Defendants' Arguments and Court's Response
The defendants contended that the Grand Jury's instruction was erroneous, asserting that the Giannattasios were not viable competitors and that their agreement was merely a business sale with an ancillary non-compete clause. The court responded by emphasizing that the Grand Jury needed only to determine whether the firms involved were actual or potential competitors, a requirement that remained unchallenged. The court stated that the defendants' claims regarding their competitive status did not negate the validity of the indictment, as the evidence presented could still support the notion of a conspiracy to allocate customers. Furthermore, the court clarified that any factual disputes regarding the nature of the agreement could be addressed during trial, but they did not undermine the legal framework surrounding the indictment itself.
Conclusion on the Grand Jury's Instruction
The court concluded that the Grand Jury was appropriately instructed regarding the per se nature of the customer allocation agreement under the Donnelly Act.
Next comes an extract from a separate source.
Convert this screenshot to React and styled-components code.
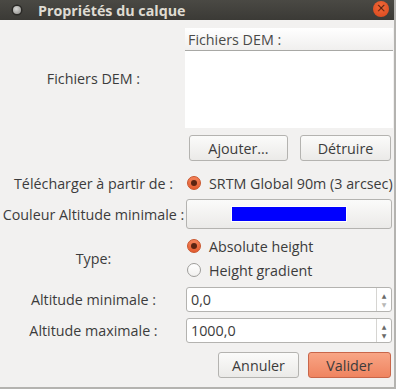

By affirming the Appellate Division's decision, the court reinforced the notion that certain anticompetitive practices, such as customer allocation, are inherently harmful to market competition and should be prosecuted without the need for detailed economic analysis. This ruling not only upheld the integrity of antitrust laws but also provided a clear guideline for future cases involving similar agreements. The court's reasoning established a firm stance against any actions that could undermine competitive practices, ensuring that the Donnelly Act serves its purpose in protecting market integrity.